Gelecek dönemde sanat adına plan ve projeleriniz nelerdir?

Yapmış olduğum ve yapacak olduğum tüm çalışmaları Türkçe şarkı söyleme okulu oluşturma üzerine tasarlıyorum. Öğrencilerim üzerinde gerçekleştirdiğim deneysel çalışmalar bilimsel olarak izlediğim yolun doğru olduğunu gösteriyor. İyi bir ses pedagogu ve ses koçu olmak istiyorum.

Yeni nesil gençlerin Türk müziğine ilgisini nasıl buluyorsunuz?

Yeni nesil gençlerin Türk Müziği olarak algıladıkları müzik Türk müziği olmadığı için onları konuya ilgili bulmuyorum. İstisnalar elbette vardır ancak çoğunluğun algısı ve bilgisi bu değerli kültür ürününü anlamaya yeterli değil. Aslında gençleri suçlamayı çok doğru bulmuyorum belki de biz veya bizden öncekiler anlatamadı. Yakın zamanda kaybettiğimiz değerli hocam Alaeddin Yavaşça, repertuvar derslerinde geçeceği eserin dikkatimizi çekmesi için, bazen eserle ilgili bir anekdot anlatırdı. Her geçtiği eserin güftesini muhakkak açıklardı. Sonra o kadar saygın bir duruşu vardı ki bizi hiç kırmazdı çok sevgi doluydu. Kendini boydan boya aşmış bir kişiliği vardı. Sanatçı kimliğinin yanı sıra kişiliği, duruşu ve bilime olan katkıları sayesinde musikimizi sevmemek imkânsızdı. Yeni nesil eğitimcilerin aynı hassasiyetle yaklaşmaları ilgili ve bilgili gençlerin yetişmesini sağlayabilir diye düşünüyorum.

Eskişehir’e hiç geldiniz mi? Neler söylemek istersiniz şehrimiz için?

Eskişehir’e geldim. Son yıllarda ülkemizde sosyal belediyeciliğin en güzel örneğini Eskişehir’de görmekteyiz.
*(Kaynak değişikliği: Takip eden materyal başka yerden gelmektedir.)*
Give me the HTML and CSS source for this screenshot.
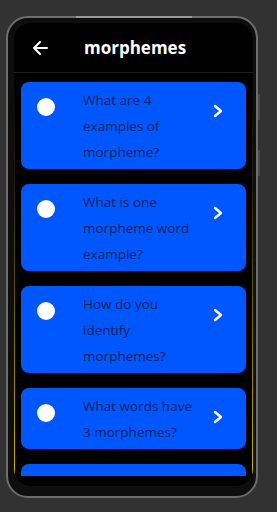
FILE: index.html
```html
<!DOCTYPE html>
<html lang="en">
<head>
  <meta charset="UTF-8">
  <title>morphemes</title>
  <link rel="stylesheet" href="styles.css">
</head>
<body>

  <!-- Marco del telefono -->
  <div class="phone">
    <div class="screen">

      <div class="header">
        <svg class="back" viewBox="0 0 16 16" width="16" height="16">
          <path d="M15 8H2M8 2L2 8L8 14" fill="none" stroke="white" stroke-width="2" stroke-linecap="round" stroke-linejoin="round"/>
        </svg>
        <span class="title">morphemes</span>
      </div>

      <div class="list">
        <div class="card">
          <span class="dot"></span>
          <p class="question">What are 4 examples of morpheme?</p>
          <svg class="chev" viewBox="0 0 14 14" width="14" height="14"><polyline points="4,2 10,7 4,12" fill="none" stroke="white" stroke-width="2.4" stroke-linecap="round" stroke-linejoin="round"/></svg>
        </div>
        <div class="card">
          <span class="dot"></span>
          <p class="question">What is one morpheme word example?</p>
          <svg class="chev" viewBox="0 0 14 14" width="14" height="14"><polyline points="4,2 10,7 4,12" fill="none" stroke="white" stroke-width="2.4" stroke-linecap="round" stroke-linejoin="round"/></svg>
        </div>
        <div class="card">
          <span class="dot"></span>
          <p class="question">How do you identify morphemes?</p>
          <svg class="chev" viewBox="0 0 14 14" width="14" height="14"><polyline points="4,2 10,7 4,12" fill="none" stroke="white" stroke-width="2.4" stroke-linecap="round" stroke-linejoin="round"/></svg>
        </div>
        <div class="card">
          <span class="dot"></span>
          <p class="question">What words have 3 morphemes?</p>
          <svg class="chev" viewBox="0 0 14 14" width="14" height="14"><polyline points="4,2 10,7 4,12" fill="none" stroke="white" stroke-width="2.4" stroke-linecap="round" stroke-linejoin="round"/></svg>
        </div>
        <div class="card">
          <span class="dot"></span>
          <p class="question">What is a bound morpheme?</p>
          <svg class="chev" viewBox="0 0 14 14" width="14" height="14"><polyline points="4,2 10,7 4,12" fill="none" stroke="white" stroke-width="2.4" stroke-linecap="round" stroke-linejoin="round"/></svg>
        </div>
      </div>

    </div>
  </div>

</body>
</html>
```

FILE: styles.css
```css
html, body {
  margin: 0;
  padding: 0;
  background: #323232;
  height: 100%;
  overflow: hidden;
  font-family: "Open Sans", "Noto Sans", sans-serif;
}

.phone {
  position: relative;
  box-sizing: border-box;
  width: 252px;
  height: 482px;
  margin: 16px 0 0 6px;
  padding: 5px 3px 10px 6px;
  border: 2px solid #6e6e6e;
  border-radius: 22px;
  background: #0e0e0e;
}

/* brillo arriba y botones laterales */
.phone::before {
  content: "";
  position: absolute;
  top: -2px;
  left: 68px;
  width: 116px;
  height: 2px;
  background: #9a9a9a;
}

.phone::after {
  content: "";
  position: absolute;
  top: 76px;
  right: -4px;
  width: 2px;
  height: 26px;
  background: #4a4a4a;
  box-shadow: 0 56px 0 #4a4a4a;
}

.screen {
  height: 100%;
  background: #000;
  border-radius: 17px;
  overflow: hidden;
  display: flex;
  flex-direction: column;
  padding-bottom: 10px;
  box-sizing: border-box;
}

.header {
  height: 50px;
  flex-shrink: 0;
  display: flex;
  align-items: center;
  padding-left: 18px;
  border-bottom: 1px solid #1e1e1e;
  box-sizing: border-box;
}

.back {
  margin-right: 36px;
}

.title {
  color: #fff;
  font-weight: 700;
  font-size: 17px;
}

.list {
  flex: 1;
  overflow: hidden;
  padding: 9px 6px 0;
  display: flex;
  flex-direction: column;
  gap: 15px;
  border-left: 1px solid;
  border-right: 1px solid;
  border-top: 0;
  border-bottom: 0;
  border-image: linear-gradient(rgba(200, 180, 0, 0), rgba(200, 180, 0, 0.2) 30%, #c9b400) 1;
}

.card {
  flex-shrink: 0;
  display: flex;
  align-items: flex-start;
  background: #0057ff;
  border-radius: 8px;
  padding: 5px 0 4px;
}

.dot {
  flex-shrink: 0;
  width: 18px;
  height: 18px;
  border-radius: 50%;
  background: #fff;
  margin: 11px 28px 0 16px;
}

.question {
  margin: 0;
  width: 114px;
  color: #0f2160;
  font-size: 13.5px;
  line-height: 26px;
}

.chev {
  margin: 17px 0 0 14px;
}
```
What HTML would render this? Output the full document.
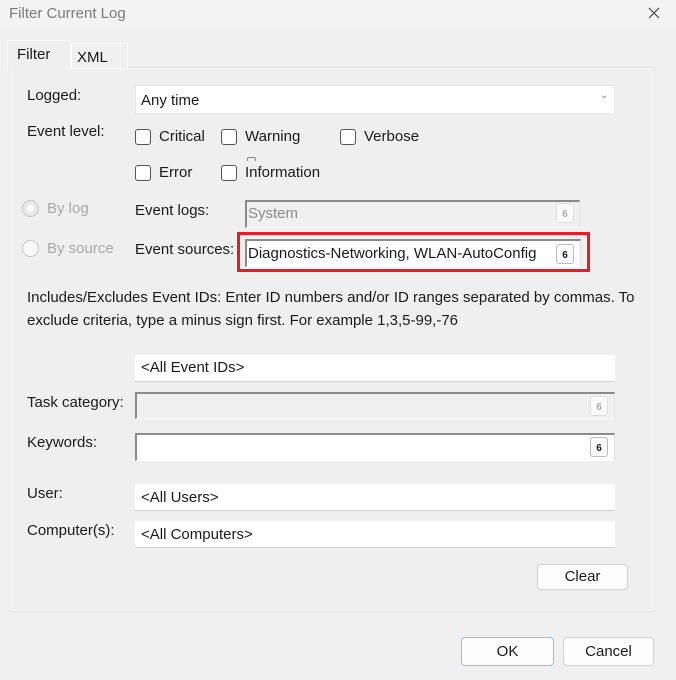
<!DOCTYPE html>
<html><head><style>
*{margin:0;padding:0;box-sizing:border-box}
body{width:676px;height:680px;background:#f0f0f0;font-family:"Liberation Sans",sans-serif;font-size:15px;color:#1a1a1a;position:relative;overflow:hidden}
.a{position:absolute;white-space:nowrap}
.box{position:absolute;background:#fff;border-bottom:1px solid #d0d0d0}
.sunk{position:absolute;border-top:2px solid #8a8a8a;border-left:2px solid #8a8a8a;border-right:1px solid #e0e0e0;border-bottom:1px solid #fff}
.cb{position:absolute;width:16px;height:16px;border:1px solid #555;border-radius:3px;background:#fff}
.rb{position:absolute;width:17px;height:17px;border:1px solid #c8c8c8;border-radius:50%;background:#f8f8f8}
.sb{position:absolute;width:18px;height:20px;border:1px solid #bbb;border-radius:3px;background:#fafafa;font-size:10px;font-weight:bold;text-align:center;line-height:22px}
.btn{position:absolute;background:#fdfdfd;border:1px solid #d0d0d0;border-radius:4px;text-align:center;line-height:24px}
</style></head><body>
<div class="a" style="left:0;top:0;width:676px;height:30px;background:#f3f3f3"></div>
<div class="a" style="left:9px;top:5px;font-size:15px;color:#7a7a7a">Filter Current Log</div>
<svg class="a" style="left:648px;top:7px" width="12" height="12"><path d="M1 1L11 11M11 1L1 11" stroke="#444" stroke-width="1.2"/></svg>
<div class="a" style="left:10px;top:68px;width:644px;height:543px;background:#efefef;border:1px solid #fafafa;outline:1px solid #e2e2e2"></div>
<div class="a" style="left:7px;top:40px;width:64px;height:30px;background:#efefef;border:1px solid #fafafa;border-bottom:none"></div>
<div class="a" style="left:17px;top:46px">Filter</div>
<div class="a" style="left:71px;top:43px;width:57px;height:25px;background:#f0f0f0;border:1px solid #fafafa;border-bottom:none"></div>
<div class="a" style="left:77px;top:49px">XML</div>

<div class="a" style="left:27px;top:87px">Logged:</div>
<div class="box" style="left:135px;top:85px;width:480px;height:29px;border:1px solid #e6e6e6"></div>
<div class="a" style="left:141px;top:92px">Any time</div>
<div class="a" style="left:600px;top:90px;font-size:10px;color:#888">⌄</div>

<div class="a" style="left:27px;top:123px">Event level:</div>
<div class="cb" style="left:135px;top:129px"></div><div class="a" style="left:159px;top:128px">Critical</div>
<div class="cb" style="left:221px;top:129px"></div><div class="a" style="left:245px;top:128px">Warning</div>
<div class="cb" style="left:340px;top:129px"></div><div class="a" style="left:364px;top:128px">Verbose</div>
<div class="cb" style="left:135px;top:165px"></div><div class="a" style="left:159px;top:164px">Error</div>
<div class="cb" style="left:221px;top:165px"></div><div class="a" style="left:245px;top:164px">Information</div>
<div class="a" style="left:247px;top:157px;width:9px;height:4px;border:1px solid #888;border-bottom:none;border-radius:2px 2px 0 0"></div>

<div class="rb" style="left:22px;top:200px;background:#e8e8e8"><div style="position:absolute;left:4px;top:4px;width:7px;height:7px;border-radius:50%;background:#fff"></div></div>
<div class="a" style="left:47px;top:200px;color:#a8a8a8">By log</div>
<div class="rb" style="left:22px;top:240px"></div>
<div class="a" style="left:47px;top:240px;color:#a8a8a8">By source</div>

<div class="a" style="left:135px;top:202px">Event logs:</div>
<div class="sunk" style="left:245px;top:200px;width:335px;height:28px;background:#f0f0f0"></div>
<div class="a" style="left:248px;top:205px;color:#8a8a8a">System</div>
<div class="sb" style="left:556px;top:203px;color:#aaa;border-color:#ddd">6</div>

<div class="a" style="left:135px;top:241px">Event sources:</div>
<div class="a" style="left:237px;top:232px;width:353px;height:40px;border:3px solid #e81c24"></div>
<div class="sunk" style="left:245px;top:239px;width:336px;height:28px;background:#fff"></div>
<div class="a" style="left:248px;top:245px">Diagnostics-Networking, WLAN-AutoConfig</div>
<div class="sb" style="left:556px;top:244px">6</div>

<div class="a" style="left:27px;top:289px">Includes/Excludes Event IDs: Enter ID numbers and/or ID ranges separated by commas. To</div>
<div class="a" style="left:27px;top:312px">exclude criteria, type a minus sign first. For example 1,3,5-99,-76</div>

<div class="box" style="left:135px;top:355px;width:480px;height:27px"></div>
<div class="a" style="left:141px;top:359px">&lt;All Event IDs&gt;</div>

<div class="a" style="left:27px;top:394px">Task category:</div>
<div class="sunk" style="left:135px;top:392px;width:480px;height:27px;background:#f0f0f0"></div>
<div class="sb" style="left:590px;top:396px;color:#aaa;border-color:#ddd">6</div>

<div class="a" style="left:27px;top:434px">Keywords:</div>
<div class="sunk" style="left:135px;top:433px;width:480px;height:28px;background:#fff"></div>
<div class="sb" style="left:590px;top:437px">6</div>

<div class="a" style="left:27px;top:485px">User:</div>
<div class="box" style="left:135px;top:484px;width:480px;height:27px"></div>
<div class="a" style="left:141px;top:489px">&lt;All Users&gt;</div>
<div class="a" style="left:27px;top:522px">Computer(s):</div>
<div class="box" style="left:135px;top:521px;width:480px;height:27px"></div>
<div class="a" style="left:141px;top:526px">&lt;All Computers&gt;</div>

<div class="btn" style="left:537px;top:564px;width:91px;height:26px">Clear</div>
<div class="btn" style="left:461px;top:637px;width:93px;height:29px;line-height:27px;border-color:#8fbfe8">OK</div>
<div class="btn" style="left:563px;top:637px;width:91px;height:29px;line-height:27px">Cancel</div>
</body></html>
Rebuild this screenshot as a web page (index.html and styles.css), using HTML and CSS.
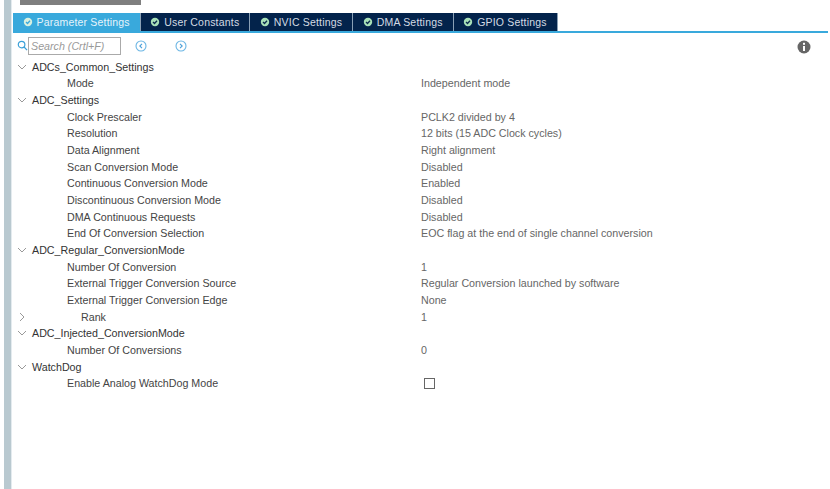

Kültür Sanat etkinlikleri de çok duyarlı bir şekilde destekleniyor. Şehrin fiziki görünümü gerçekten göz alıcı. Her türlü siyasi görüşün takdirini kazanmış bir yerel yönetim görüyorum. Bunun dışında insanları çok sıcak. Gezilecek görülecek çok yeri var. Son olarak benim canım oğlum Ali Ege’nin özel eğitim süreci ile ilgili araştırmalar yaparken, Özel eğitim uygulamalarının Eskişehir’de çok iyi noktada olduğunu öğrenmiştim. Özel gereksinimli bireylerin iyi eğitim almaları için harika bir şehir. Konuya katkı sağlayan akademisyenleri ve sahada çalışan tüm eğitmenleri gönülden tebrik ediyorum.